16: NAHL / 101. Biz bir ayeti, diğer bir ayetin yerine koyduğumuzda ki Allah neyi indirdiğini en iyi bilendir: “Sen ancak uyduruyorsun.” dediler. Bilakis onların çoğu (aldatıldıklarını) bilmiyorlar.

Dinler tarihi boyunca kalplerinde hastalık olanlar, bazen nesih-mensuh iddiasında bulunarak bazen kelimelerin anlamını kaydırarak bazen kelimenin anlaşılmadığını ileri sürerek işlerine gelmeyen ayetleri gizlemişler ve böylece Allah’ın ayetlerini hükümsüz kılmaya çalışmışlardır.

Bir müminin şunları hatırlaması gerekir: Allah, adalet ve merhamet sahibidir; kulları arasında adaleti ve merhameti hakim kılmak ister; bunun için peygamberler göndermiş ve Kitaplar indirmiştir. Allah’ın indirdiğiyle hükmetmeyenler ancak inkarcılardır.

2: BAKARA / 159. İnsanlar için indirdiğimiz apaçık delilleri ve doğru yolun kendisi olan ayetleri, biz kitapta açıkladıktan sonra gizleyenlere, Allah mutlaka lanet eder. Lanet edebilecek olanlar da lanet ederler.

Allah, nesih eder ve nesih ettiğini de yine Kitap’ta bildirir. Allah, nesih ettiği ayetleri bize bildirmeseydi insanlar, Kitap’ta çelişkiler var, diyebilirlerdi. Halbuki Allah, indirdiği Kitap’ta bir çelişki olmadığını bildiriyor. Allah, nesih-mansuh meselesini kullarına bırakmış olsaydı, kötü niyetli kimseler bunu kötüye kullanıp Allah’ın hükümlerini gözardı etmeye veya gizlemeye kalkardı.

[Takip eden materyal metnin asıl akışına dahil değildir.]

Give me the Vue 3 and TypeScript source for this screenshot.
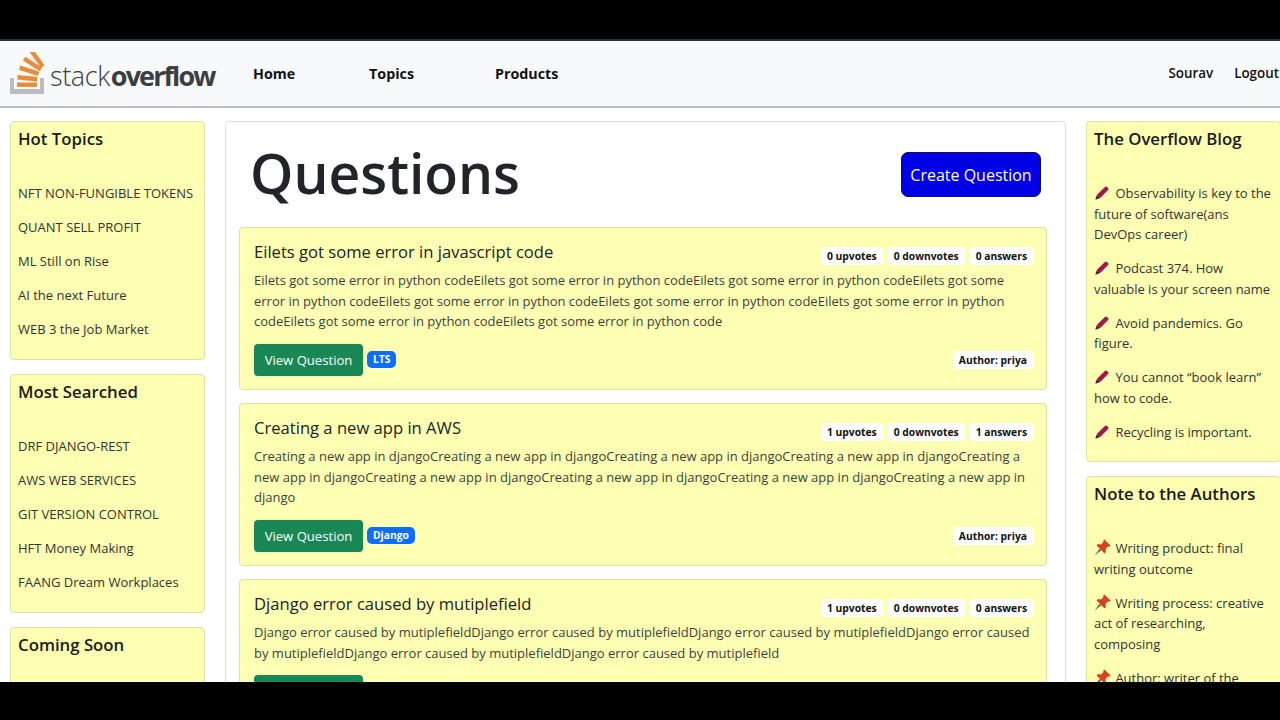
<script setup lang="ts">
interface Question {
  title: string;
  body: string;
  upvotes: number;
  downvotes: number;
  answers: number;
  tag: string;
  author: string;
}

const hotTopics = ["NFT NON-FUNGIBLE TOKENS", "QUANT SELL PROFIT", "ML Still on Rise", "AI the next Future", "WEB 3 the Job Market"];
const mostSearched = ["DRF DJANGO-REST", "AWS WEB SERVICES", "GIT VERSION CONTROL", "HFT Money Making", "FAANG Dream Workplaces"];
const blogPosts = [
  "Observability is key to the future of software(ans DevOps career)",
  "Podcast 374. How valuable is your screen name",
  "Avoid pandemics. Go figure.",
  "You cannot “book learn” how to code.",
  "Recycling is important.",
];
const notes = [
  "Writing product: final writing outcome",
  "Writing process: creative act of researching, composing",
  "Author: writer of the",
];

const questions: Question[] = [
  {
    title: "Eilets got some error in javascript code",
    body: "Eilets got some error in python code".repeat(9),
    upvotes: 0,
    downvotes: 0,
    answers: 0,
    tag: "LTS",
    author: "priya",
  },
  {
    title: "Creating a new app in AWS",
    body: "Creating a new app in django".repeat(9),
    upvotes: 1,
    downvotes: 0,
    answers: 1,
    tag: "Django",
    author: "priya",
  },
  {
    title: "Django error caused by mutiplefield",
    body: "Django error caused by mutiplefield".repeat(6),
    upvotes: 1,
    downvotes: 0,
    answers: 0,
    tag: "Django",
    author: "priya",
  },
];
</script>

<template>
  <div class="screen">
    <div class="letterbox top"></div>
    <div class="page">
      <nav class="navbar">
        <div class="brand">
          <svg class="logo-mark" width="36" height="42" viewBox="0 0 36 42">
            <path d="M0 26h4v11h26V26h4v16H0z" fill="#bdbcbc" />
            <g fill="#e98b37">
              <rect x="7" y="30.5" width="20" height="4.4" />
              <rect x="7.4" y="24" width="20" height="4.4" transform="rotate(6 17 26)" />
              <rect x="9" y="16.5" width="20" height="4.4" transform="rotate(18 19 19)" />
              <rect x="12.5" y="9.5" width="20" height="4.4" transform="rotate(33 22 12)" />
              <rect x="17.5" y="4.5" width="19" height="4.4" transform="rotate(54 27 7)" />
            </g>
          </svg>
          <span class="wordmark"><span class="light">stack</span><span class="heavy">overflow</span></span>
        </div>
        <ul class="nav-links">
          <li class="home">Home</li>
          <li class="topics">Topics</li>
          <li>Products</li>
        </ul>
        <ul class="nav-user">
          <li>Sourav</li>
          <li>Logout</li>
        </ul>
      </nav>

      <div class="columns">
        <aside class="side">
          <section class="panel">
            <h3>Hot Topics</h3>
            <ul class="topic-list">
              <li v-for="t in hotTopics" :key="t">{{ t }}</li>
            </ul>
          </section>
          <section class="panel">
            <h3>Most Searched</h3>
            <ul class="topic-list">
              <li v-for="t in mostSearched" :key="t">{{ t }}</li>
            </ul>
          </section>
          <section class="panel">
            <h3>Coming Soon</h3>
          </section>
        </aside>

        <main class="main">
          <header class="main-head">
            <h1>Questions</h1>
            <button class="create">Create Question</button>
          </header>
          <article v-for="q in questions" :key="q.title" class="question">
            <div class="q-top">
              <h5>{{ q.title }}</h5>
              <div class="stats">
                <span class="chip">{{ q.upvotes }} upvotes</span>
                <span class="chip">{{ q.downvotes }} downvotes</span>
                <span class="chip">{{ q.answers }} answers</span>
              </div>
            </div>
            <p>{{ q.body }}</p>
            <div class="q-foot">
              <button class="view">View Question</button>
              <span class="tag">{{ q.tag }}</span>
              <span class="chip author">Author: {{ q.author }}</span>
            </div>
          </article>
        </main>

        <aside class="side">
          <section class="panel">
            <h3>The Overflow Blog</h3>
            <ul class="note-list">
              <li v-for="b in blogPosts" :key="b">
                <svg class="emoji" width="16" height="16" viewBox="0 0 16 16">
                  <path d="M3 9.8 10.9 1.9a1.5 1.5 0 0 1 2.1 0l1.1 1.1a1.5 1.5 0 0 1 0 2.1L6.2 13z" fill="#a5164f" />
                  <path d="M3 9.8 6.2 13l-4 1.5a.5.5 0 0 1-.7-.7z" fill="#4a2030" />
                </svg>
                {{ b }}
              </li>
            </ul>
          </section>
          <section class="panel">
            <h3>Note to the Authors</h3>
            <ul class="note-list">
              <li v-for="n in notes" :key="n">
                <svg class="emoji pin" width="17" height="17" viewBox="0 0 16 16">
                  <path d="M.6 15.6 5.4 9.2l1.5 1.5z" fill="#5a5a5a" />
                  <path d="M9.8.4 15.8 6.3l-1.4 1.1-1.3-.3-2.2 2.3.3 2.9-1.3 1.3L2.4 6.1l1.3-1.3 2.9.3 2.3-2.2-.3-1.3z" fill="#d8431f" />
                </svg>
                {{ n }}
              </li>
            </ul>
          </section>
        </aside>
      </div>
    </div>
    <div class="letterbox bottom"></div>
  </div>
</template>

<style>
html,
body {
  margin: 0;
  background: #000;
}
</style>

<style scoped>
.screen {
  width: 1280px;
  height: 720px;
  display: flex;
  flex-direction: column;
  overflow: hidden;
  background: #000;
  font-family: "Open Sans", "Noto Sans", sans-serif;
  color: #212529;
}
.letterbox.top {
  height: 39px;
  flex: none;
  background: #000;
  border-bottom: 2px solid #2b303a;
}
.letterbox.bottom {
  height: 38px;
  flex: none;
  background: #000;
}
.page {
  flex: 1;
  min-height: 0;
  overflow: hidden;
  background: #fff;
}
ul {
  list-style: none;
  margin: 0;
  padding: 0;
}
.navbar {
  height: 64px;
  display: flex;
  align-items: center;
  background: #f8f9fa;
  border-bottom: 2px solid #bfbfbf;
  padding-left: 10px;
  padding-bottom: 1px;
  color: #111;
}
.brand {
  display: flex;
  align-items: center;
  width: 243px;
}
.logo-mark {
  flex: none;
}
.wordmark {
  font-family: "Open Sans", sans-serif;
  font-size: 27px;
  color: #3b3d40;
  margin-left: 4px;
  padding-top: 4px;
  white-space: nowrap;
}
.light {
  font-weight: 300;
  letter-spacing: -0.4px;
}
.heavy {
  font-weight: 700;
  letter-spacing: -1.9px;
  margin-left: 1px;
}
.nav-links {
  display: flex;
  font-size: 14.3px;
  font-weight: 700;
}
.nav-links .home {
  width: 116px;
}
.nav-links .topics {
  width: 126px;
}
.nav-user {
  margin-left: auto;
  display: flex;
  gap: 21px;
  font-size: 13.4px;
  font-weight: 600;
  margin-right: 1px;
  white-space: nowrap;
}
.columns {
  display: flex;
  gap: 20px;
  padding: 13px 0 0 10px;
  align-items: flex-start;
}
.side {
  width: 195px;
  flex: none;
  display: flex;
  flex-direction: column;
  gap: 14px;
}
.panel {
  box-sizing: border-box;
  background: #fdffb2;
  border: 1px solid #dfdfa8;
  border-radius: 4px;
  padding: 7px 7px 14px;
  min-height: 40px;
}
.panel h3 {
  margin: 0 0 34px;
  font-size: 16.8px;
  line-height: 20px;
  font-weight: 600;
  color: #1a1a1a;
}
.topic-list li {
  font-size: 13px;
  line-height: 20px;
  margin-bottom: 14px;
  color: #333;
  white-space: nowrap;
}
.topic-list li:last-child {
  margin-bottom: 6px;
}
.note-list li {
  font-size: 13px;
  line-height: 20.5px;
  margin-bottom: 13.5px;
  color: #333;
}
.note-list li:last-child {
  margin-bottom: 5px;
}
.emoji {
  vertical-align: -3px;
  margin-right: 2px;
}
.emoji.pin {
  margin-right: 1px;
}
.main {
  width: 841px;
  flex: none;
  box-sizing: border-box;
  background: #fff;
  border: 1px solid #dcdcdc;
  border-radius: 4px;
  padding: 0 18px 0 13px;
  height: 700px;
}
.main-head {
  display: flex;
  align-items: center;
  justify-content: space-between;
  height: 105px;
  padding: 0 6px 0 11px;
}
.main-head h1 {
  margin: 0 0 3px;
  font-size: 55.2px;
  font-weight: 600;
  color: #212529;
  line-height: 1.2;
}
.create {
  width: 140px;
  height: 45px;
  box-sizing: border-box;
  background: #0000e6;
  border: 1px solid #10104a;
  border-radius: 7px;
  color: #fff;
  font-family: inherit;
  font-size: 16px;
  padding: 0;
}
.question {
  background: #fdffb2;
  border: 1px solid #dfdfa8;
  border-radius: 4px;
  padding: 10px 13px 13px 14px;
  margin-bottom: 13.5px;
}
.q-top {
  display: flex;
  justify-content: space-between;
  align-items: center;
}
h5 {
  margin: -1px 0 1px;
  font-size: 16.6px;
  font-weight: 500;
  line-height: 29px;
  color: #222;
}
.stats {
  display: flex;
  gap: 5px;
  margin-top: 6px;
}
.chip {
  background: #fff;
  border-radius: 3px;
  padding: 2px 6px;
  font-size: 10.3px;
  font-weight: 700;
  line-height: 14px;
  color: #111;
  white-space: nowrap;
}
.question p {
  margin: 3px 0 12px;
  font-size: 13px;
  line-height: 20.5px;
  color: #3d3f3f;
}
.q-foot {
  display: flex;
  align-items: center;
}
.view {
  width: 109px;
  height: 32px;
  padding: 0;
  background: #198754;
  border: none;
  border-radius: 4px;
  color: #fff;
  font-family: inherit;
  font-size: 13.1px;
}
.tag {
  margin-left: 4px;
  background: #0d6efd;
  color: #fff;
  border-radius: 5px;
  padding: 2px 6px;
  font-size: 10.3px;
  font-weight: 700;
  line-height: 13px;
}
.author {
  margin-left: auto;
}
</style>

Sonuç: Bakara Suresi 105-110’un Bize Anlattığı Derin İman Mesajları

Bakara Suresi 105-110. ayetleri, imanın, sabır, affetme ve toplumsal sorumluluk gibi değerlerle pekiştirilmesi gerektiğini öğretiyor. Müminleri iman ettikten sonra küfre döndürmeye çalışanlar olacağını vurguluyor. Allah daima hayırlı ve hayırlı ayetlerin eşdeğerlerini indirdiğini bildiriyor. Allah’ın rahmeti, her zaman insanlara doğru yolu göstermek için vardır, diyor. İman, sadece sözde değil, eylemle de doğruluğa kavuşur. Bu ayetlerden alınacak ders, hayatımıza yön verirken Allah’a güvenmek ve ibadetlerimizi samimiyetle yerine getirmektir.